Input for this task —
··········
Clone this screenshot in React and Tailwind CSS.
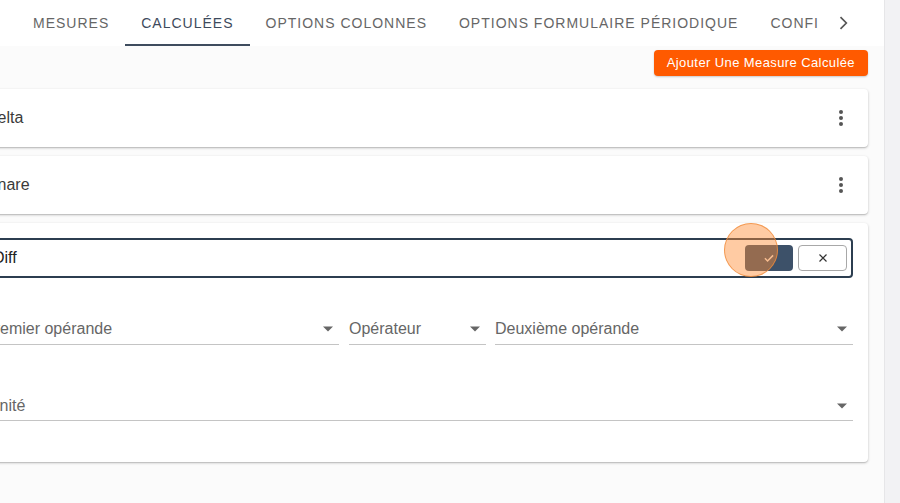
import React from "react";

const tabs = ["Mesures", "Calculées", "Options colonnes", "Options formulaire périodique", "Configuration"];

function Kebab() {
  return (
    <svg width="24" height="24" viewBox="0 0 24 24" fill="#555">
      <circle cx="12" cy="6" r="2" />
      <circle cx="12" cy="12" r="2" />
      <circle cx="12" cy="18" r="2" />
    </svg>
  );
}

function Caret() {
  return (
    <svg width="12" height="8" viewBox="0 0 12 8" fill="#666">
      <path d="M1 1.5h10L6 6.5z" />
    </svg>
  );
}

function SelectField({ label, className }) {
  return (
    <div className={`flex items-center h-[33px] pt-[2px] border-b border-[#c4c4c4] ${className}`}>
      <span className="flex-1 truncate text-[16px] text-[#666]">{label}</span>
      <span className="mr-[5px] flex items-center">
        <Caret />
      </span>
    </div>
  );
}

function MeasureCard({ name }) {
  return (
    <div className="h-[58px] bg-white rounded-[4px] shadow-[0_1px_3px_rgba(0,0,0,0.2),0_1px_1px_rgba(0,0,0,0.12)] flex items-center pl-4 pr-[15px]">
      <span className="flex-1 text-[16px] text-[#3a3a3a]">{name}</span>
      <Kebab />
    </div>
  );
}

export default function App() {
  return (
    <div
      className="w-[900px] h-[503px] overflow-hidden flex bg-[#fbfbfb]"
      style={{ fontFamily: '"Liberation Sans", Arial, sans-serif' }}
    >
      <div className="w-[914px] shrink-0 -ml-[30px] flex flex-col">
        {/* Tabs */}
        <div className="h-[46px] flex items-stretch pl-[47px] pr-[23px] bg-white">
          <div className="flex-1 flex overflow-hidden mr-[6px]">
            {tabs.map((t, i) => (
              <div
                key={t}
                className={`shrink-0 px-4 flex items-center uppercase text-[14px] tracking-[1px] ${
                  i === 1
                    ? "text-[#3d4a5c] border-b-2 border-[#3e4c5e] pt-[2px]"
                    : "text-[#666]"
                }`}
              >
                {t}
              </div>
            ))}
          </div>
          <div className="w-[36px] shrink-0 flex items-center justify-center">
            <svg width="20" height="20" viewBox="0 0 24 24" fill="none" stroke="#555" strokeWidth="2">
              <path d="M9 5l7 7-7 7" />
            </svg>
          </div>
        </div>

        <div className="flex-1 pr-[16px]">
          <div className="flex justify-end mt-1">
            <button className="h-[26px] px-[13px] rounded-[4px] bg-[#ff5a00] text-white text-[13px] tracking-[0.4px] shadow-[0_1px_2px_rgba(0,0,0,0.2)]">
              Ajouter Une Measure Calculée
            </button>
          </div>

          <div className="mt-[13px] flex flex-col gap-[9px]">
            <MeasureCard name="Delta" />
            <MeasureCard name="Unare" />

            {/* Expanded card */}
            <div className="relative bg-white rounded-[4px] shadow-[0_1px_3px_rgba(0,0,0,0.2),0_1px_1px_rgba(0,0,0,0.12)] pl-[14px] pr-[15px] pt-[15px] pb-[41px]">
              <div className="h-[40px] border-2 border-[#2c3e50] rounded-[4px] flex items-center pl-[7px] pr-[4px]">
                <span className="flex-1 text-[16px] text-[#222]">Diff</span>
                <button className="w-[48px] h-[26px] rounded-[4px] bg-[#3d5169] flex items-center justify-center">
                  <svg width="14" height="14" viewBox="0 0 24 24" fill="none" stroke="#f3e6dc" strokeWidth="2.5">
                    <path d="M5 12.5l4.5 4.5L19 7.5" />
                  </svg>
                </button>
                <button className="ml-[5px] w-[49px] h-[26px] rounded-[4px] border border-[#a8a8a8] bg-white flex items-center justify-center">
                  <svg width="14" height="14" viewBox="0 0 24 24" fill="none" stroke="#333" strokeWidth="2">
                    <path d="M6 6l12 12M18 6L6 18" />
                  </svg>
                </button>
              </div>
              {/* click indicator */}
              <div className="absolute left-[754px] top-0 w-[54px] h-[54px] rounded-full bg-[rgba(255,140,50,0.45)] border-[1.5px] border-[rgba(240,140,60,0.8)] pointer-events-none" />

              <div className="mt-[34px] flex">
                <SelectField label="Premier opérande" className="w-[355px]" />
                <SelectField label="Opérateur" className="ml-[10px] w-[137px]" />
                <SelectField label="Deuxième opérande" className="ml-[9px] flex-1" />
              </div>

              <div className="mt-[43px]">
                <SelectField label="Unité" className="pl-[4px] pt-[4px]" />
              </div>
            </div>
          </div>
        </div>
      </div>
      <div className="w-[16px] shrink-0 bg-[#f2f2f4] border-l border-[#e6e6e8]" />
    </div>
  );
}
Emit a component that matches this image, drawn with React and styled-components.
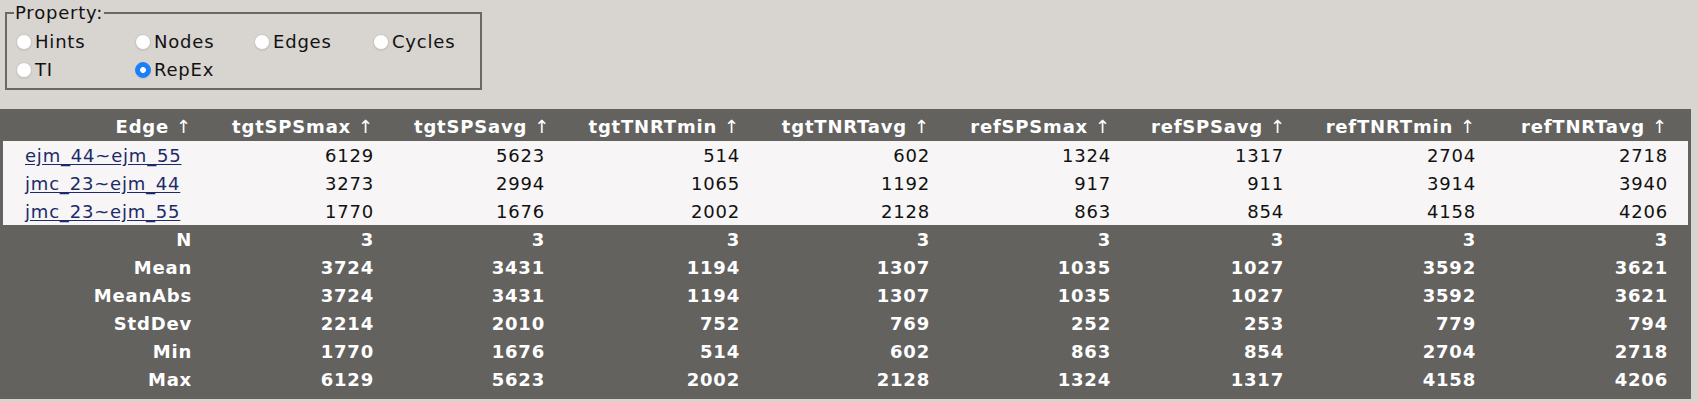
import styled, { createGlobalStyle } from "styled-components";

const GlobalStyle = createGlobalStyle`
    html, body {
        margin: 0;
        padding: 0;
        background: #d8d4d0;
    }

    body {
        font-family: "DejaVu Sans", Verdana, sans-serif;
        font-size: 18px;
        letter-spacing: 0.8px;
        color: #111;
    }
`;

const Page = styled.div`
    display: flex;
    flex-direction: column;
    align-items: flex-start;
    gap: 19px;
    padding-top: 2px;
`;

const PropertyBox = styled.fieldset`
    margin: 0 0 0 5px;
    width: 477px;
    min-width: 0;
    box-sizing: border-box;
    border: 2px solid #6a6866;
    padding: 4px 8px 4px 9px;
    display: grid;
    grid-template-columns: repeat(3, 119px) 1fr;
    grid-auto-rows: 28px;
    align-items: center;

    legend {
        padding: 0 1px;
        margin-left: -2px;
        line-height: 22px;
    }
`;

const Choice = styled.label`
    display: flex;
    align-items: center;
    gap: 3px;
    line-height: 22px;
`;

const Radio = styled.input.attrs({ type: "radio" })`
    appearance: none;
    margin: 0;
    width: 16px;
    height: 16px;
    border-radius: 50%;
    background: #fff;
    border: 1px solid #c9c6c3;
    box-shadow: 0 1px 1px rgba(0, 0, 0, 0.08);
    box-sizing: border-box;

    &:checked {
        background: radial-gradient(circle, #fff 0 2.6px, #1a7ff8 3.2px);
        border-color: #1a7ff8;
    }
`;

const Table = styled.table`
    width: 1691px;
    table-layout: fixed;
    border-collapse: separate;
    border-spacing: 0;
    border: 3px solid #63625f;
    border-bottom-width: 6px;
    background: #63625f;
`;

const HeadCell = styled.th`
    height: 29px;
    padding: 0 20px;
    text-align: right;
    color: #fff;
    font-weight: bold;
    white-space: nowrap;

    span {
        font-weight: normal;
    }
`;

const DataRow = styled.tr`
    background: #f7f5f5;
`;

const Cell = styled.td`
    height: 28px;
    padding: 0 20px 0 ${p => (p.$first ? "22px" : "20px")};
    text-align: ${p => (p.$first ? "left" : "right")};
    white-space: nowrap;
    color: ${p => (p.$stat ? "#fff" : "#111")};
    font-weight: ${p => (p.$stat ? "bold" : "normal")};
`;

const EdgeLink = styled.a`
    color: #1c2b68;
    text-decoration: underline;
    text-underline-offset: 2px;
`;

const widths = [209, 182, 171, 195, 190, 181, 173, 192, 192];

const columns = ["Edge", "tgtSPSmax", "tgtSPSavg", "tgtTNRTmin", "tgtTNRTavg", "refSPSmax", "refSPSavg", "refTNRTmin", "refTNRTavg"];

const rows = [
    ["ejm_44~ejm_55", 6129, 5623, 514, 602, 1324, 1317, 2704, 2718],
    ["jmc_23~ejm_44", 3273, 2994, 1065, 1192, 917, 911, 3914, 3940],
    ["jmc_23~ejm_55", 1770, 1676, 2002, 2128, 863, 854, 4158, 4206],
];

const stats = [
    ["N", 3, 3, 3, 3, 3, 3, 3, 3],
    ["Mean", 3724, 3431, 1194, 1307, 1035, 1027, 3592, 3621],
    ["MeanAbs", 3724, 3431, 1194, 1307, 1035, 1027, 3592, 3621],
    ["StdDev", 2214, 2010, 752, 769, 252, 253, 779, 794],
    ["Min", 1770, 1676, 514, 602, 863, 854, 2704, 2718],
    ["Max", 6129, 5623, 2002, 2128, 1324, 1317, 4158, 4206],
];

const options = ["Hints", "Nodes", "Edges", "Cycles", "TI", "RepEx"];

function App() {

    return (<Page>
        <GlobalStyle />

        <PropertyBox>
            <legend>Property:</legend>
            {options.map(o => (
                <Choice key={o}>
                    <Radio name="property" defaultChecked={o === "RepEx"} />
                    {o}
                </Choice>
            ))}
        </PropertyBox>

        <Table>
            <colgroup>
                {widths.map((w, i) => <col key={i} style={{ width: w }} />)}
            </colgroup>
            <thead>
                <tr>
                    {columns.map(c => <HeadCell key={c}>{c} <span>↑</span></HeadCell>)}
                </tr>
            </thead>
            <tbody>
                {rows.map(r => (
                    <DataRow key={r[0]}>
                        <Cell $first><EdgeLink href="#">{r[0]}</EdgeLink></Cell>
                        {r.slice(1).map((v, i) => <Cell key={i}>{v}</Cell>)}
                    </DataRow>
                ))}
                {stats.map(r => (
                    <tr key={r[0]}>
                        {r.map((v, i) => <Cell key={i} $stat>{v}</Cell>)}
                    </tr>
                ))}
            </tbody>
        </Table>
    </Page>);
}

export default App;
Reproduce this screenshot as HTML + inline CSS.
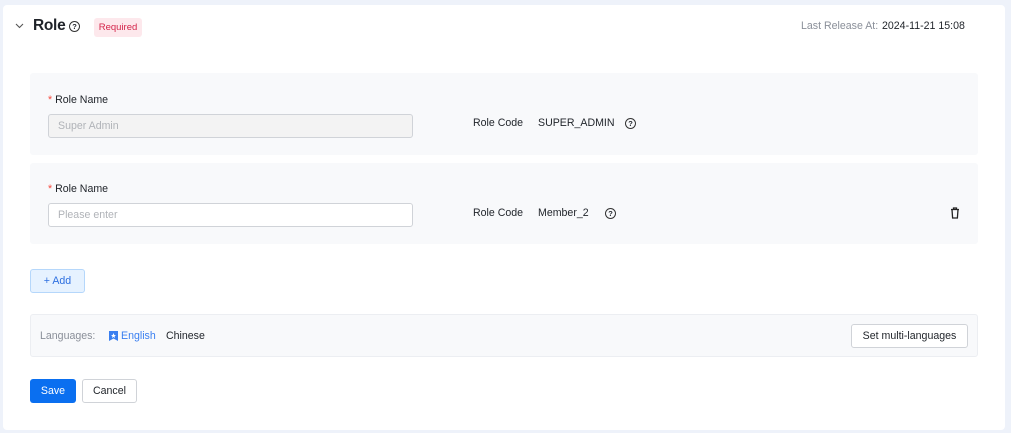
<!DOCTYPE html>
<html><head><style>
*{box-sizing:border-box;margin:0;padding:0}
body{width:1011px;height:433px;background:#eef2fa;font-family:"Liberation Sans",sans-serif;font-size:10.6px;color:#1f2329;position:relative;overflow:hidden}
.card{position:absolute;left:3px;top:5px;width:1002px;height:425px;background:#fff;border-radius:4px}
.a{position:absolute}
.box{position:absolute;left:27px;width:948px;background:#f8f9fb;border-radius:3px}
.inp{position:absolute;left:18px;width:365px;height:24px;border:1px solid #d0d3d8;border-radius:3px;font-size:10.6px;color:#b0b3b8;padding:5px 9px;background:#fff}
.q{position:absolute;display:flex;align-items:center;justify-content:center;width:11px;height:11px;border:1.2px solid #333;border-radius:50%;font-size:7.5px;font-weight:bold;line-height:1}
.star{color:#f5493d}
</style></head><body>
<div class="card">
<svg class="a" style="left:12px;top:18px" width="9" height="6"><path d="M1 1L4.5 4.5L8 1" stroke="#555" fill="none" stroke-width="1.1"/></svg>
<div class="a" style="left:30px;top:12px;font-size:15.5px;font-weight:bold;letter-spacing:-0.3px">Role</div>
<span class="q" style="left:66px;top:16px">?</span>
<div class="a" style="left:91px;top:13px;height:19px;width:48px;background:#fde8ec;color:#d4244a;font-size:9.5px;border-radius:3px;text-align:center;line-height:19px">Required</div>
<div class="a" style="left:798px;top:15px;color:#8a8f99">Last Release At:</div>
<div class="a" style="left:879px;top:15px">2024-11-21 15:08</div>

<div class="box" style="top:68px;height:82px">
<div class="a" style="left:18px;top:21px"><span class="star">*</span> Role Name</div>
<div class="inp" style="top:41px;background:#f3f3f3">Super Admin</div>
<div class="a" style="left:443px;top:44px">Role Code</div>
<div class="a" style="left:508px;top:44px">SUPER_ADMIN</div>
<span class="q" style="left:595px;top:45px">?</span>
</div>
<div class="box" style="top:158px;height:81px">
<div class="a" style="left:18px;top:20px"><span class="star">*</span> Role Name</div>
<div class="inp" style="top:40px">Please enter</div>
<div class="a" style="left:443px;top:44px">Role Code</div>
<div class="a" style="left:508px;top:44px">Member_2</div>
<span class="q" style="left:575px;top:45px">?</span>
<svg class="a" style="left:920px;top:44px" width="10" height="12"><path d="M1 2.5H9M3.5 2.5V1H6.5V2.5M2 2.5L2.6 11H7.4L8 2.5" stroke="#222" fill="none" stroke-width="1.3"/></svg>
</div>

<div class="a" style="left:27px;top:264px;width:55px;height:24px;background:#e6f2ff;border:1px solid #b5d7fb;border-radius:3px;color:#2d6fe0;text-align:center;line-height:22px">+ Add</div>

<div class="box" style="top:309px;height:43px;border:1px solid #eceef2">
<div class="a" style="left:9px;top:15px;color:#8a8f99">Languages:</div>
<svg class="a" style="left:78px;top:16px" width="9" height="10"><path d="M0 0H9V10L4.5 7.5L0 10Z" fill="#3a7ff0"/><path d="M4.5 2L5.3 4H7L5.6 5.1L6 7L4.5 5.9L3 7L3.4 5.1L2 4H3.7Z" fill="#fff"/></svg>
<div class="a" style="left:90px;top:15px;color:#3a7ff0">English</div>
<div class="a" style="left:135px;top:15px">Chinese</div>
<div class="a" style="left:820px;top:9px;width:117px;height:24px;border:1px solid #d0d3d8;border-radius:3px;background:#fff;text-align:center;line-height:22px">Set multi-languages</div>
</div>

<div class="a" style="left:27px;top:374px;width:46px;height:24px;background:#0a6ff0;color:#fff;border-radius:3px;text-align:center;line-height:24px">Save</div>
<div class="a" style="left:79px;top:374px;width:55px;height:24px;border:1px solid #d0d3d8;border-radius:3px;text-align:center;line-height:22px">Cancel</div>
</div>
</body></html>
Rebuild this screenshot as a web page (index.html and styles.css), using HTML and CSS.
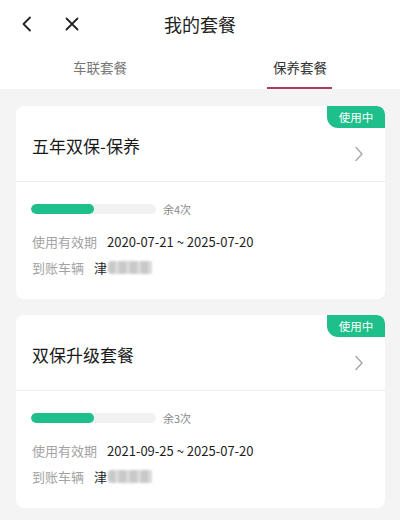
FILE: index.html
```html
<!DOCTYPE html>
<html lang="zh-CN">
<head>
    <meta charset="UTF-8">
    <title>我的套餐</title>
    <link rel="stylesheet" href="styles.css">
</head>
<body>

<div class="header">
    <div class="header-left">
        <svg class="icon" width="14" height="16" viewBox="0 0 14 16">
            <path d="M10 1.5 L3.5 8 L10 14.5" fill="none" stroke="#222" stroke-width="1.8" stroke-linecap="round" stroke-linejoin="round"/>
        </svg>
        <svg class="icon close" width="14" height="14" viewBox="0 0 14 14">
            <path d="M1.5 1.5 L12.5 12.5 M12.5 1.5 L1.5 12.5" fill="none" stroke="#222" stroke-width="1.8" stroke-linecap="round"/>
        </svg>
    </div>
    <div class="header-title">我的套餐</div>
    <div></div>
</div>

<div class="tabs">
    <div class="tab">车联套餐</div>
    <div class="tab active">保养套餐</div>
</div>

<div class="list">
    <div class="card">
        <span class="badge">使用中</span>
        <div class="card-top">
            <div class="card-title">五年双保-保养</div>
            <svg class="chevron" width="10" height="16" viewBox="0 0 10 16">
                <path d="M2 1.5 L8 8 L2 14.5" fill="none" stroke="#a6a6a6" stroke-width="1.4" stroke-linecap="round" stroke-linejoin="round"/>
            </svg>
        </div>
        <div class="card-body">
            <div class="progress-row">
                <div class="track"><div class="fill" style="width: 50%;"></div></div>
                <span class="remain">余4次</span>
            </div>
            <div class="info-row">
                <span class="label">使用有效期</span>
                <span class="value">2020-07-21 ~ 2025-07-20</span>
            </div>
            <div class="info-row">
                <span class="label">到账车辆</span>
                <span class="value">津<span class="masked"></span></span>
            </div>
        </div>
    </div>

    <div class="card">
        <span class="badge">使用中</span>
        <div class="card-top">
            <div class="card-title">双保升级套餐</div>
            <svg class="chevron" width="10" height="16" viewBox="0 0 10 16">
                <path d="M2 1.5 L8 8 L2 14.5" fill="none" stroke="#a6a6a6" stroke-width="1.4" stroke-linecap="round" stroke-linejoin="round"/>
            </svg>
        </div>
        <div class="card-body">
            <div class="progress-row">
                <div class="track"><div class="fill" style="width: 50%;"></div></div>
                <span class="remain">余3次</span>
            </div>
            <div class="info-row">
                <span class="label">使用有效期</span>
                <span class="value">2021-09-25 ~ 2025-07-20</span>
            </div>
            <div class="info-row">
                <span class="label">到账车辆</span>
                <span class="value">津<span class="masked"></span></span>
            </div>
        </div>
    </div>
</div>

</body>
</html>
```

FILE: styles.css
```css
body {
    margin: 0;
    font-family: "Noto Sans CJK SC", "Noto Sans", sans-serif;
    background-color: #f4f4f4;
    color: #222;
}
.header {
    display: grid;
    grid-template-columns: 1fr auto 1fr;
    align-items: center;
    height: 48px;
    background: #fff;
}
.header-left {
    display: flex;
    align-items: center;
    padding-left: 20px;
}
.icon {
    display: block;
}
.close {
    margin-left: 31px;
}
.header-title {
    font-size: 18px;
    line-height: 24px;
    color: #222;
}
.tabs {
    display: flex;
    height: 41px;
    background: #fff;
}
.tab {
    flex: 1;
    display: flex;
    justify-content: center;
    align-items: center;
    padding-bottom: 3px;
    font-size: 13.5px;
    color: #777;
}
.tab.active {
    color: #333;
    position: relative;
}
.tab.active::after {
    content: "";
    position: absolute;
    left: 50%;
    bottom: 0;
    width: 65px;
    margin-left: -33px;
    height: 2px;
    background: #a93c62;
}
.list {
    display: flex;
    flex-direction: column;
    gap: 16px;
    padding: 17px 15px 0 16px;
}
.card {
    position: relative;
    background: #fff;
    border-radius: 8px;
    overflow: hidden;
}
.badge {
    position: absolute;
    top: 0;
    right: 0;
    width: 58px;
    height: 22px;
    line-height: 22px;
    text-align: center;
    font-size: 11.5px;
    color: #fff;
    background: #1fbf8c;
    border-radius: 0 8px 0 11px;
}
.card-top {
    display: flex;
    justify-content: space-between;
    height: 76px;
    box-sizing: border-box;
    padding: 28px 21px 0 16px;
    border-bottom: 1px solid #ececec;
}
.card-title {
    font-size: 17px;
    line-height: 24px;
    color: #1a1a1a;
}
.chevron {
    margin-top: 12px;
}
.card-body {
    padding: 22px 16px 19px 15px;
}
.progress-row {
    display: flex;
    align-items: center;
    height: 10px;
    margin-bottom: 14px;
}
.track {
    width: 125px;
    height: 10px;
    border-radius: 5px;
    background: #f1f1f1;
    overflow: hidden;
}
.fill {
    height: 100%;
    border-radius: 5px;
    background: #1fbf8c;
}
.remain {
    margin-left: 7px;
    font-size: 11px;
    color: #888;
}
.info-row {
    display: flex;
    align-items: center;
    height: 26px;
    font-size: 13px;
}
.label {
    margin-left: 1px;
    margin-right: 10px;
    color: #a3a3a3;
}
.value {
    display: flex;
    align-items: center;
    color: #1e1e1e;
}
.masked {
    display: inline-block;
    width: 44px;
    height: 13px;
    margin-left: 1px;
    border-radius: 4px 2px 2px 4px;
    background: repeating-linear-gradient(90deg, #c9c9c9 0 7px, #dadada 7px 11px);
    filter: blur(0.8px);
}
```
··········
Directive —
Go through the records and gather the lines that hold "inline".

Completed exercise —
Reproduce this screenshot as HTML + inline CSS.
    display: inline-block;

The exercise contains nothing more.